Undertaking such a big deal in the hope of obtaining a contract from the government to become one of the designated carriers for Indonesian haj pilgrims simply did not make any business sense.

Batavia Air’s bankruptcy also shows us how fierce the competition within the fully liberated airline industry has been. The industry now has more than 15 scheduled carriers.

The number of air travellers within the country has increased by more than 18 per cent annually over the past seven years to reach 66 million last year, on the back of steady economic growth and low fares provided by budget carriers.

The emergence of many budget airlines has made air travel affordable to an increasingly large number of people, further feuelling rapid growth in air travel across the world’s largest archipelago.

However, the profit margin is quite small, while airline businesses need a huge outlay of capital and high technology and are labour intensive in nature. For this reason, top-calibre management is needed to make airlines competitive in the market.

In an industry that produces a highly perishable product — passenger seat is wasted once a plane takes off — producers can easily resort to a price war. When a plane takes off with empty seats, the product (passenger seat or freight space) is spoiled. Hence, the carrier can either get a dollar or nothing because the high fixed costs make the marginal cost of adding passengers almost negligible.

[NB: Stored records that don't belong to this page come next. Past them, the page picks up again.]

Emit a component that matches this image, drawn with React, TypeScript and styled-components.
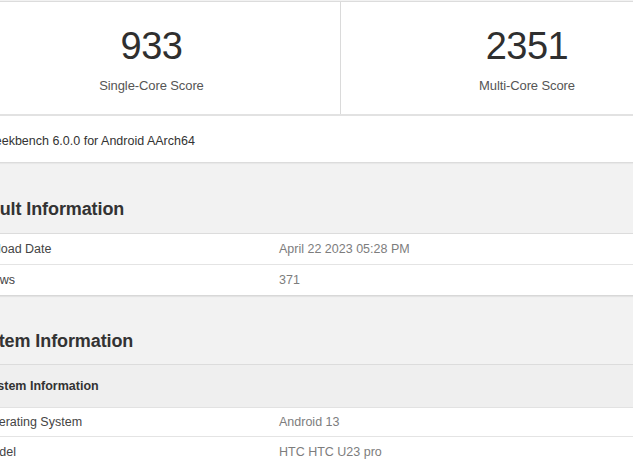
import React from "react";
import styled, { createGlobalStyle } from "styled-components";

const Global = createGlobalStyle`
  html, body {
    margin: 0;
    padding: 0;
    background: #f2f2f2;
    overflow: hidden;
    font-family: "Liberation Sans", Arial, sans-serif;
  }
`;

const Page = styled.div`
  width: 752px;
  margin-left: -38px;
  padding-top: 1px;
`;

const Card = styled.div`
  background: #fff;
  border: 1px solid #dcdcdc;
  box-shadow: 0 1px 1px rgba(0, 0, 0, 0.04);
`;

const Scores = styled.div`
  display: grid;
  grid-template-columns: 378px 1fr;
  border-bottom: 2px solid #e2e2e2;
`;

const ScoreCell = styled.div<{ $divider?: boolean }>`
  height: 112px;
  display: flex;
  flex-direction: column;
  align-items: center;
  border-right: ${(p) => (p.$divider ? "1px solid #dadada" : "none")};
`;

const ScoreValue = styled.div`
  font-size: 38px;
  line-height: 44px;
  color: #2f2f2f;
  margin-top: 22px;
  letter-spacing: -0.5px;
`;

const ScoreLabel = styled.div`
  font-size: 13px;
  line-height: 16px;
  color: #555;
  margin-top: 10px;
  letter-spacing: -0.1px;
`;

const Version = styled.div`
  height: 46px;
  display: flex;
  align-items: center;
  padding: 3px 0 0 22px;
  box-sizing: border-box;
  font-size: 12.5px;
  color: #333;
`;

const SectionTitle = styled.h2`
  margin: 0;
  padding-left: 5px;
  font-size: 18px;
  line-height: 22px;
  font-weight: bold;
  color: #333;
  letter-spacing: -0.1px;
`;

const FirstTitle = styled(SectionTitle)`
  margin-top: 35px;
  margin-bottom: 13px;
`;

const NextTitle = styled(SectionTitle)`
  margin-top: 34px;
  margin-bottom: 12px;
`;

const Table = styled.div`
  background: #fff;
  border-top: 1px solid #dcdcdc;
  border-bottom: 1px solid #d8d8d8;
  box-shadow: 0 1px 1px rgba(0, 0, 0, 0.06);
`;

const Row = styled.div<{ $h?: number }>`
  display: grid;
  grid-template-columns: 297px 1fr;
  align-items: center;
  height: ${(p) => p.$h ?? 30}px;
  & + & {
    border-top: 1px solid #e4e4e4;
  }
`;

const Label = styled.div`
  padding-left: 20px;
  font-size: 12.5px;
  color: #444;
`;

const Value = styled.div`
  padding-left: 20px;
  font-size: 12.5px;
  color: #7d7d7d;
`;

const SubHead = styled.div`
  height: 42px;
  display: flex;
  align-items: center;
  padding-left: 20px;
  background: #efefef;
  font-size: 12.5px;
  font-weight: bold;
  color: #333;
  border-bottom: 1px solid #e2e2e2;
`;

export default function App() {
  return (
    <>
      <Global />
      <Page>
        <Card>
          <Scores>
            <ScoreCell $divider>
              <ScoreValue>933</ScoreValue>
              <ScoreLabel>Single-Core Score</ScoreLabel>
            </ScoreCell>
            <ScoreCell>
              <ScoreValue>2351</ScoreValue>
              <ScoreLabel>Multi-Core Score</ScoreLabel>
            </ScoreCell>
          </Scores>
          <Version>Geekbench 6.0.0 for Android AArch64</Version>
        </Card>

        <FirstTitle>Result Information</FirstTitle>
        <Table>
          <Row>
            <Label>Upload Date</Label>
            <Value>April 22 2023 05:28 PM</Value>
          </Row>
          <Row>
            <Label>Views</Label>
            <Value>371</Value>
          </Row>
        </Table>

        <NextTitle>System Information</NextTitle>
        <Table>
          <SubHead>System Information</SubHead>
          <Row $h={28}>
            <Label>Operating System</Label>
            <Value>Android 13</Value>
          </Row>
          <Row>
            <Label>Model</Label>
            <Value>HTC HTC U23 pro</Value>
          </Row>
        </Table>
      </Page>
    </>
  );
}
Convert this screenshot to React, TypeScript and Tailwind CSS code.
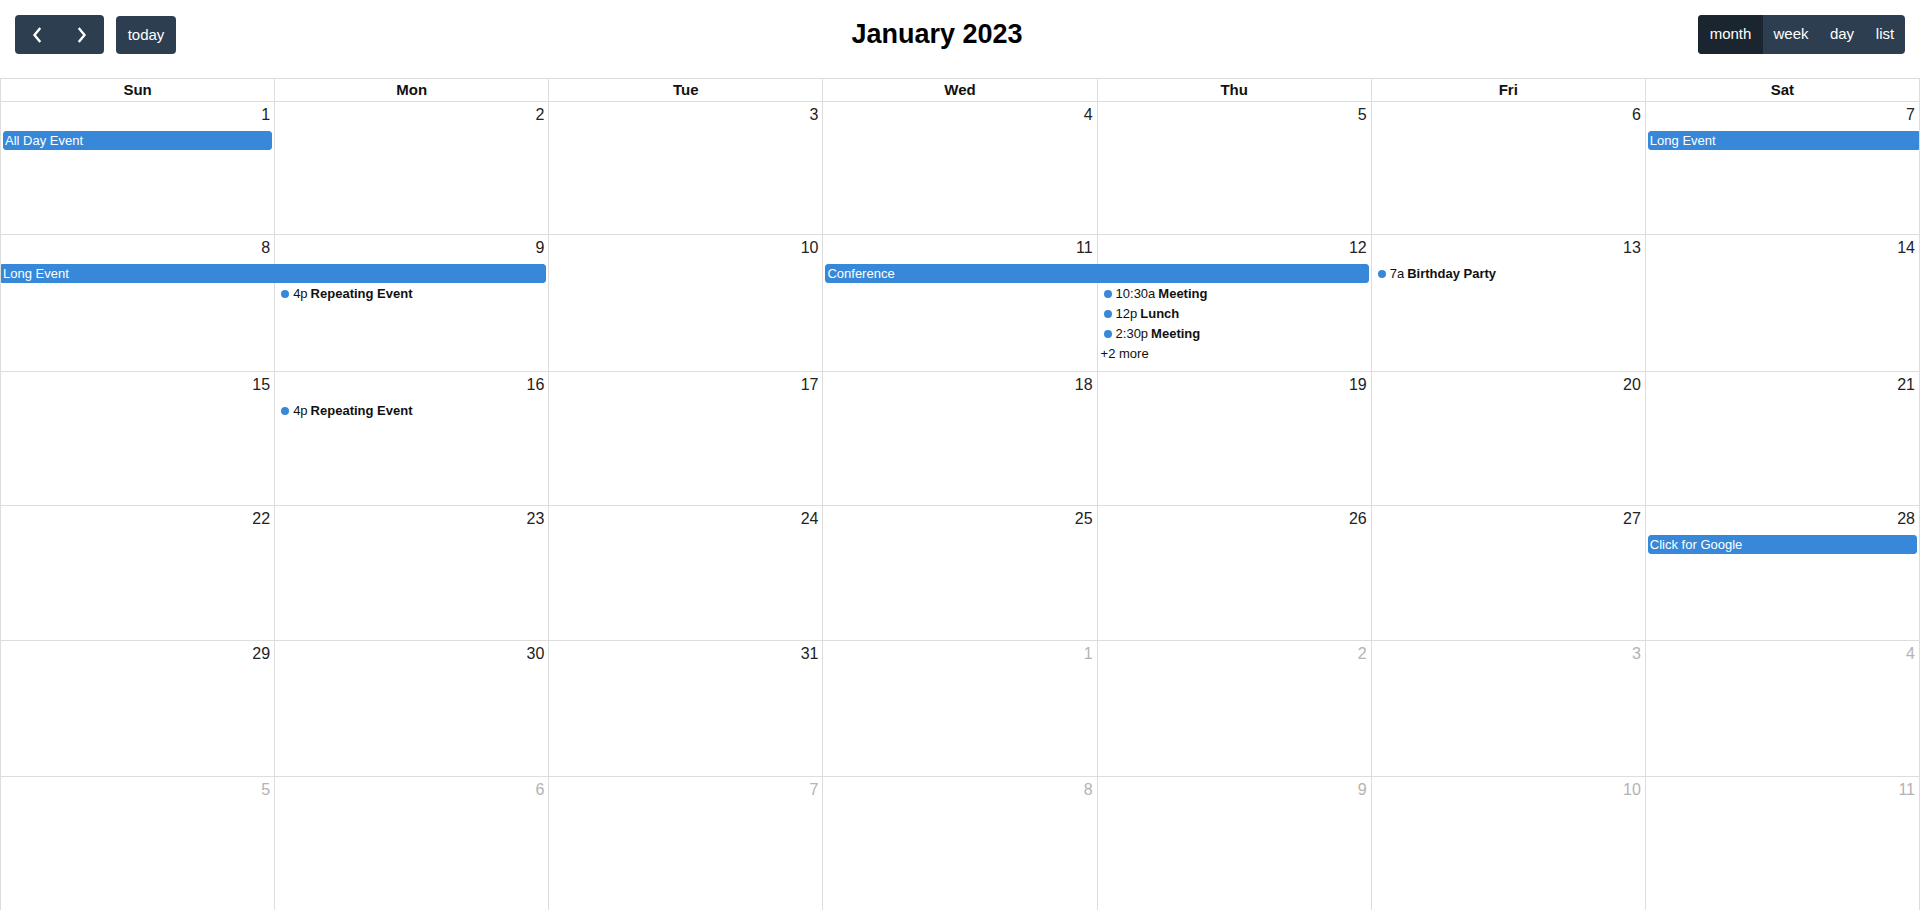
import React from 'react';

type Bar = { title: string; col: number; span: number; slot: number; start: boolean; end: boolean };
type Dot = { time: string; title: string; col: number; slot: number };
type More = { label: string; col: number; slot: number };
type Week = {
  days: { n: number; other?: boolean }[];
  height: string;
  bars: Bar[];
  dots: Dot[];
  more: More[];
};

const colStart = ['', 'col-start-1', 'col-start-2', 'col-start-3', 'col-start-4', 'col-start-5', 'col-start-6', 'col-start-7'];
const colSpan = ['', 'col-span-1', 'col-span-2', 'col-span-3'];
const rowStart = ['row-start-2', 'row-start-3', 'row-start-4', 'row-start-5', 'row-start-6'];

const dayNames = ['Sun', 'Mon', 'Tue', 'Wed', 'Thu', 'Fri', 'Sat'];

const range = (from: number, to: number, other = false) =>
  Array.from({ length: to - from + 1 }, (_, i) => ({ n: from + i, other }));

const weeks: Week[] = [
  {
    days: range(1, 7),
    height: 'h-[133px]',
    bars: [
      { title: 'All Day Event', col: 1, span: 1, slot: 0, start: true, end: true },
      { title: 'Long Event', col: 7, span: 1, slot: 0, start: true, end: false },
    ],
    dots: [],
    more: [],
  },
  {
    days: range(8, 14),
    height: 'h-[137px]',
    bars: [
      { title: 'Long Event', col: 1, span: 2, slot: 0, start: false, end: true },
      { title: 'Conference', col: 4, span: 2, slot: 0, start: true, end: true },
    ],
    dots: [
      { time: '4p', title: 'Repeating Event', col: 2, slot: 1 },
      { time: '10:30a', title: 'Meeting', col: 5, slot: 1 },
      { time: '12p', title: 'Lunch', col: 5, slot: 2 },
      { time: '2:30p', title: 'Meeting', col: 5, slot: 3 },
      { time: '7a', title: 'Birthday Party', col: 6, slot: 0 },
    ],
    more: [{ label: '+2 more', col: 5, slot: 4 }],
  },
  {
    days: range(15, 21),
    height: 'h-[134px]',
    bars: [],
    dots: [{ time: '4p', title: 'Repeating Event', col: 2, slot: 0 }],
    more: [],
  },
  {
    days: range(22, 28),
    height: 'h-[135px]',
    bars: [{ title: 'Click for Google', col: 7, span: 1, slot: 0, start: true, end: true }],
    dots: [],
    more: [],
  },
  {
    days: [...range(29, 31), ...range(1, 4, true)],
    height: 'h-[136px]',
    bars: [],
    dots: [],
    more: [],
  },
  {
    days: range(5, 11, true),
    height: 'h-[135px]',
    bars: [],
    dots: [],
    more: [],
  },
];

const Chevron = ({ dir }: { dir: 'left' | 'right' }) => (
  <svg width="12" height="16" viewBox="0 0 12 16" fill="none">
    <polyline
      points={dir === 'left' ? '8.5,2 3.5,8 8.5,14' : '3.5,2 8.5,8 3.5,14'}
      stroke="white"
      strokeWidth="2.4"
      strokeLinecap="square"
      strokeLinejoin="miter"
    />
  </svg>
);

const Toolbar = () => (
  <div className="flex items-center justify-between px-[15px] pt-[15px] mb-[24px]">
    <div className="flex items-center">
      <div className="flex h-[39px] rounded-[4px] bg-[#2c3e50] overflow-hidden">
        <button className="w-[44px] flex items-center justify-center">
          <Chevron dir="left" />
        </button>
        <button className="w-[45px] flex items-center justify-center">
          <Chevron dir="right" />
        </button>
      </div>
      <button className="ml-[12px] h-[38px] w-[60px] rounded-[4px] bg-[#2c3e50] text-white text-[15px] leading-none">
        today
      </button>
    </div>
    <h2 className="text-[27px] font-bold leading-none text-black">January 2023</h2>
    <div className="flex h-[39px] rounded-[4px] bg-[#2c3e50] overflow-hidden text-white text-[15px]">
      <button className="w-[65px] bg-[#1a252f]">month</button>
      <button className="w-[56px]">week</button>
      <button className="w-[46px]">day</button>
      <button className="w-[40px]">list</button>
    </div>
  </div>
);

const WeekRow = ({ week }: { week: Week }) => (
  <div className={`grid grid-cols-7 grid-rows-[28px_20px_20px_20px_20px_20px_1fr] ${week.height}`}>
    {week.days.map((d, i) => (
      <div
        key={i}
        className={`${colStart[i + 1]} row-start-1 row-span-full border-r border-b border-[#ddd] flex justify-end`}
      >
        <span className={`px-[4px] pt-[4px] text-[16px] leading-[18px] ${d.other ? 'text-[#b3b3b3]' : 'text-[#222]'}`}>
          {d.n}
        </span>
      </div>
    ))}
    {week.bars.map((b, i) => (
      <div
        key={`b${i}`}
        className={`${colStart[b.col]} ${colSpan[b.span]} ${rowStart[b.slot]} mt-[1px] h-[19px] bg-[#3788d8] border border-[#3788d8] text-white text-[13px] leading-[15px] px-[1px] py-[1px] whitespace-nowrap overflow-hidden ${
          b.start ? 'ml-[2px] rounded-l-[3px]' : 'ml-0'
        } ${b.end ? 'mr-[3px] rounded-r-[3px]' : 'mr-[1px]'}`}
      >
        {b.title}
      </div>
    ))}
    {week.dots.map((e, i) => (
      <div
        key={`d${i}`}
        className={`${colStart[e.col]} ${rowStart[e.slot]} mt-[1px] h-[19px] ml-[2px] mr-[3px] flex items-center text-[13px] leading-[15px] text-[#111] whitespace-nowrap overflow-hidden`}
      >
        <span className="mx-[4px] h-[8px] w-[8px] rounded-full bg-[#3788d8] shrink-0" />
        <span>{e.time}</span>
        <span className="ml-[3px] font-bold">{e.title}</span>
      </div>
    ))}
    {week.more.map((m, i) => (
      <div
        key={`m${i}`}
        className={`${colStart[m.col]} ${rowStart[m.slot]} mt-[1px] h-[19px] ml-[3px] flex items-center text-[13px] leading-[15px] text-[#111]`}
      >
        {m.label}
      </div>
    ))}
  </div>
);

export default function App() {
  return (
    <div className="h-[910px] w-full overflow-hidden bg-white font-['Liberation_Sans',Arial,sans-serif]">
      <Toolbar />
      <div className="border-t border-l border-[#ddd]">
        <div className="grid grid-cols-7">
          {dayNames.map((d) => (
            <div
              key={d}
              className="h-[23px] border-r border-b border-[#ddd] flex items-center justify-center text-[15px] font-bold text-[#111]"
            >
              {d}
            </div>
          ))}
        </div>
        {weeks.map((w, i) => (
          <WeekRow key={i} week={w} />
        ))}
      </div>
    </div>
  );
}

Worse still, the price of fuel which is wildly volatile accounts for one third of airline operating costs, while air transportation infrastructure in the country, including pilots, is extremely inadequate, further adding to the costs.

The top priority for the government now must be to ensure the interests of consumers (ticket holders) are fully protected in the process of Batavia Air’s liquidation.

Despite this bankruptcy, the outlook of the airline industry in the country remains rosy. The potential market of air travel is huge and as the economy grows and more people can afford air transportation the market will continue to expand.

Nevertheless, the government should carefully manage the deregulation of the airline industry to gear up domestic carriers for fierce competition from neighbouring countries, especially in facing the open-sky policy in the Asean region in 2016, because budget airlines have also sprouted up in other Asean countries such as Thailand, Malaysia, Singapore and the Philippines.